2. Database Connections
DB-API 2.0 is the standard
psycopg implements it for PostgreSQL
Patterns transfer to other databases
Transactions ensure data integrity
Automatic commit/rollback
Context managers handle cleanup
DB-API 2.0 provides a standard interface for database access. psycopg implements this for PostgreSQL, and the patterns you learn apply to other database drivers. Transactions are crucial for data integrity, and context managers make them easy to use correctly.
3. SQLAlchemy Benefits
Type-safe database code
Python objects instead of SQL strings
IDE autocomplete and error checking
Connection pooling
Reuses expensive connections
Better performance
Database portability
Switch databases with minimal code changes
Dialect handles SQL differences
SQLAlchemy elevates database work to a higher level. We get type safety through Python objects, connection pooling for better performance, and database portability through the dialect system. It solves all the problems we identified with raw drivers.

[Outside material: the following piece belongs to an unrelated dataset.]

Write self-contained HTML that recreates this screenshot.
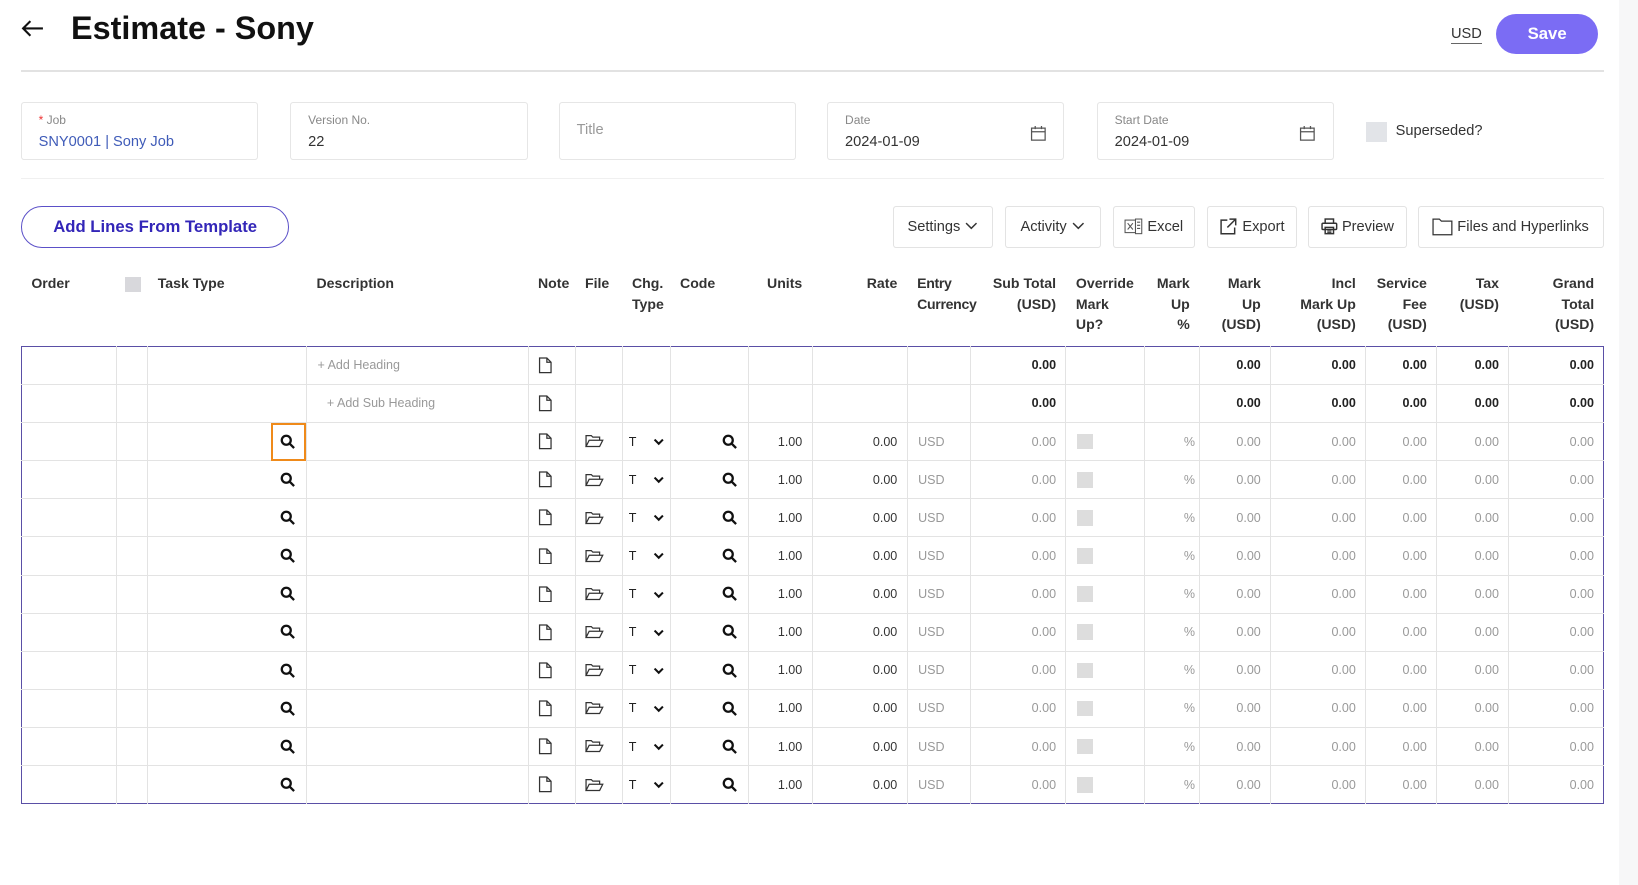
<!DOCTYPE html>
<html><head><meta charset="utf-8"><style>
*{box-sizing:border-box;margin:0;padding:0}
html,body{width:1638px;height:885px;overflow:hidden;background:#fff}
#w{width:1568px;height:847px;position:relative;zoom:1.04464;font-family:"Liberation Sans",sans-serif;color:#222}
.abs{position:absolute}
.fld{position:absolute;top:98px;width:227px;height:55px;border:1px solid #e6e6e6;border-radius:3px;background:#fff}
.fld .l{position:absolute;left:16px;top:9px;font-size:11.5px;color:#888}
.fld .v{position:absolute;left:16px;top:29px;font-size:14px;color:#333}
.btn{position:absolute;top:197px;height:40px;border:1px solid #e3e3e3;border-radius:3px;font-size:14px;color:#333;display:flex;align-items:center;justify-content:center;gap:4px;background:#fff}
table{border-collapse:collapse;table-layout:fixed;position:absolute;left:20px;width:1515px}
.hd td{font-size:13.5px;font-weight:bold;color:#333;line-height:20px;vertical-align:top;padding:0 9px 0 10px;white-space:nowrap}
.bd{top:331px;border:1px solid #5a4fa6}
.bd td{height:36.5px;border:1px solid #e3e3e3;font-size:12px;color:#999;padding:0 9px;text-align:right;position:relative}
.bd tr:first-child td{border-top:none}
.bd tr:last-child td{border-bottom:none}
.bd td:first-child{border-left:none}
.bd td:last-child{border-right:none}
.bd .k{color:#222;font-weight:bold}
.r{text-align:right}
.cb{display:inline-block;width:15px;height:15px;background:#ddd;vertical-align:middle}
svg{vertical-align:middle}
</style></head><body><div id="w">
<div class="abs" style="left:1550px;top:0;width:18px;height:847px;background:#f7f7f8"></div>
<svg class="abs" style="left:20px;top:18px" width="22" height="18" viewBox="0 0 22 18"><path d="M21 9H2M9 2L2 9l7 7" fill="none" stroke="#111" stroke-width="2"/></svg>
<div class="abs" style="left:68px;top:10px;font-size:31px;font-weight:bold;color:#111">Estimate - Sony</div>
<div class="abs" style="left:1389px;top:25px;font-size:14px;color:#333;border-bottom:1px solid #666;line-height:16px">USD</div>
<div class="abs" style="left:1432px;top:13px;width:98px;height:39px;border-radius:20px;background:#7b6cf4;color:#fff;font-weight:bold;font-size:16px;display:flex;align-items:center;justify-content:center">Save</div>
<div class="abs" style="left:20px;top:67px;width:1515px;height:2px;background:#e2e2e2"></div>
<div class="abs" style="left:20px;top:170px;width:1515px;height:1px;background:#f0f0f0"></div>
<div class="fld" style="left:20px"><span class="l"><span style="color:#e33">*</span> Job</span><span class="v" style="color:#3f5bb8">SNY0001 | Sony Job</span></div>
<div class="fld" style="left:278px"><span class="l">Version No.</span><span class="v">22</span></div>
<div class="fld" style="left:535px"><span class="l" style="top:18px;font-size:14px;color:#999">Title</span></div>
<div class="fld" style="left:792px"><span class="l">Date</span><span class="v">2024-01-09</span><svg class="abs" style="left:193px;top:21px" width="16" height="16" viewBox="0 0 16 16" fill="none" stroke="#555" stroke-width="1.2"><rect x="1.5" y="3" width="13" height="11.5"/><path d="M1.5 6.5h13M5 1v3M11 1v3"/></svg></div>
<div class="fld" style="left:1050px"><span class="l">Start Date</span><span class="v">2024-01-09</span><svg class="abs" style="left:193px;top:21px" width="16" height="16" viewBox="0 0 16 16" fill="none" stroke="#555" stroke-width="1.2"><rect x="1.5" y="3" width="13" height="11.5"/><path d="M1.5 6.5h13M5 1v3M11 1v3"/></svg></div>
<div class="abs" style="left:1308px;top:117px;width:20px;height:19px;background:#e2e4e8"></div>
<div class="abs" style="left:1336px;top:118px;font-size:14px;color:#333">Superseded?</div>
<div class="abs" style="left:20px;top:197px;width:257px;height:40px;border:1px solid #5b50c8;border-radius:20px;color:#3326b8;font-weight:bold;font-size:16px;display:flex;align-items:center;justify-content:center">Add Lines From Template</div>
<div class="btn" style="left:855px;width:96px">Settings <svg width="14" height="10" viewBox="0 0 14 10"><path d="M2 2l5 5 5-5" fill="none" stroke="#333" stroke-width="1.4"/></svg></div>
<div class="btn" style="left:962px;width:92px">Activity <svg width="14" height="10" viewBox="0 0 14 10"><path d="M2 2l5 5 5-5" fill="none" stroke="#333" stroke-width="1.4"/></svg></div>
<div class="btn" style="left:1065px;width:79px"><svg width="18" height="16" viewBox="0 0 18 16" fill="none" stroke="#555" stroke-width="1"><rect x="1" y="2" width="10" height="12"/><rect x="11" y="1" width="6" height="14"/><path d="M3.5 5l5 6M8.5 5l-5 6M12.5 4h3M12.5 7h3M12.5 10h3"/></svg>Excel</div>
<div class="btn" style="left:1155px;width:87px"><svg width="18" height="18" viewBox="0 0 18 18" fill="none" stroke="#333" stroke-width="1.4"><path d="M8 3H2v13h13v-6M10 2h6v6M16 2L8 10"/></svg>Export</div>
<div class="btn" style="left:1252px;width:95px"><svg width="16" height="16" viewBox="0 0 16 16" fill="none" stroke="#333" stroke-width="1.4"><rect x="4" y="1" width="8" height="4"/><rect x="1" y="5" width="14" height="6" rx="1"/><rect x="4" y="9" width="8" height="6"/><path d="M6 11.5h4M6 13.5h4"/></svg>Preview</div>
<div class="btn" style="left:1357px;width:178px"><svg width="20" height="18" viewBox="0 0 20 18" fill="none" stroke="#333" stroke-width="1.2"><path d="M1 2h6l2 2h10v13H1z"/></svg> Files and Hyperlinks</div>

<table class="hd" style="top:261px">
<colgroup><col style="width:91px"><col style="width:30px"><col style="width:152px"><col style="width:212px"><col style="width:45px"><col style="width:45px"><col style="width:46px"><col style="width:75px"><col style="width:61px"><col style="width:91px"><col style="width:61px"><col style="width:91px"><col style="width:75px"><col style="width:53px"><col style="width:68px"><col style="width:91px"><col style="width:68px"><col style="width:69px"><col style="width:91px"></colgroup>
<tr><td>Order</td><td style="padding:0 0 0 9px"><span class="cb" style="margin-top:1px;background:#d8d8dc"></span></td><td>Task Type</td><td>Description</td><td style="padding:0 0 0 10px">Note</td><td style="padding:0 0 0 10px">File</td><td style="padding:0 0 0 10px">Chg.<br>Type</td><td>Code</td><td class="r">Units</td><td class="r">Rate</td><td style="padding:0 0 0 10px;letter-spacing:-0.3px">Entry<br>Currency</td><td class="r">Sub Total<br>(USD)</td><td style="padding:0 0 0 10px">Override<br>Mark<br>Up?</td><td class="r" style="padding:0 9px 0 0">Mark<br>Up<br>%</td><td class="r">Mark<br>Up<br>(USD)</td><td class="r">Incl<br>Mark Up<br>(USD)</td><td class="r">Service<br>Fee<br>(USD)</td><td class="r">Tax<br>(USD)</td><td class="r">Grand<br>Total<br>(USD)</td></tr>
</table>

<table class="bd" id="t">
<colgroup><col style="width:91px"><col style="width:30px"><col style="width:152px"><col style="width:212px"><col style="width:45px"><col style="width:45px"><col style="width:46px"><col style="width:75px"><col style="width:61px"><col style="width:91px"><col style="width:61px"><col style="width:91px"><col style="width:75px"><col style="width:53px"><col style="width:68px"><col style="width:91px"><col style="width:68px"><col style="width:69px"><col style="width:91px"></colgroup>
<tr><td></td><td></td><td></td><td style="text-align:left;padding-left:10px;color:#999">+ Add Heading</td><td style="text-align:left"><svg width="14" height="16" viewBox="0 0 14 16" fill="none" stroke="#333" stroke-width="1.2"><path d="M1.5 1h7l4 4v10h-11zM8.5 1v4h4"/></svg></td><td></td><td></td><td></td><td></td><td></td><td></td><td class="k">0.00</td><td></td><td></td><td class="k">0.00</td><td class="k">0.00</td><td class="k">0.00</td><td class="k">0.00</td><td class="k">0.00</td></tr>
<tr><td></td><td></td><td></td><td style="text-align:left;padding-left:19px;color:#999">+ Add Sub Heading</td><td style="text-align:left"><svg width="14" height="16" viewBox="0 0 14 16" fill="none" stroke="#333" stroke-width="1.2"><path d="M1.5 1h7l4 4v10h-11zM8.5 1v4h4"/></svg></td><td></td><td></td><td></td><td></td><td></td><td></td><td class="k">0.00</td><td></td><td></td><td class="k">0.00</td><td class="k">0.00</td><td class="k">0.00</td><td class="k">0.00</td><td class="k">0.00</td></tr>
</table>
<script>
var t=document.getElementById('t');
var q='<svg width="15" height="15" viewBox="0 0 15 15" fill="none" stroke="#111" stroke-width="2.2"><circle cx="6" cy="6" r="4.3"/><path d="M9.3 9.3L13.5 13.5"/></svg>';
var doc='<svg width="14" height="16" viewBox="0 0 14 16" fill="none" stroke="#333" stroke-width="1.2"><path d="M1.5 1h7l4 4v10h-11zM8.5 1v4h4"/></svg>';
var fold='<svg width="18" height="14" viewBox="0 0 18 14" fill="none" stroke="#333" stroke-width="1.2"><path d="M1 12V1.5h5l1.5 1.5H14v3M1 12l3-6h13l-3 6z"/></svg>';
var chev='<svg width="11" height="8" viewBox="0 0 11 8"><path d="M1.5 1.5l4 4 4-4" fill="none" stroke="#111" stroke-width="2"/></svg>';
for(var i=0;i<10;i++){
var tr=document.createElement('tr');
tr.innerHTML='<td></td><td></td><td style="padding-right:10px">'+(i==0?'<div style="position:absolute;right:0;top:0;width:34px;height:36px;border:2px solid #ef8a1a"></div>':'')+q+'</td><td></td><td style="text-align:left">'+doc+'</td><td style="text-align:left">'+fold+'</td><td style="text-align:left;color:#222;padding-left:6px">T<span style="float:right;margin-right:-4px">'+chev+'</span></td><td style="padding-right:10px">'+q+'</td><td style="color:#333">1.00</td><td style="color:#333">0.00</td><td style="text-align:left;padding-left:10px">USD</td><td>0.00</td><td style="text-align:left;padding-left:10px"><span class="cb"></span></td><td style="padding-right:4px">%</td><td>0.00</td><td>0.00</td><td>0.00</td><td>0.00</td><td>0.00</td>';
t.appendChild(tr);}
</script>
</div></body></html>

4. Migration Best Practices
Version control your schema
Every change is a script
Tracked in git
Reversible
Keep migrations and models in sync
Commit migration and code changes together
Ensures consistency across environments
Migrations are essential for professional database development. Every schema change becomes a versioned script that’s tracked in git and reversible. Most importantly, we keep our migration scripts and Python models in sync by committing them together. This ensures everyone’s database schema matches their code.
The Complete Picture
You now have a Professional workflow:
Putting it all together: we have an isolated database running in Docker, type-safe database code using SQLAlchemy, version-controlled schema through migrations, and a professional workflow that scales from development to production. This is the foundation for building real applications with persistent data storage.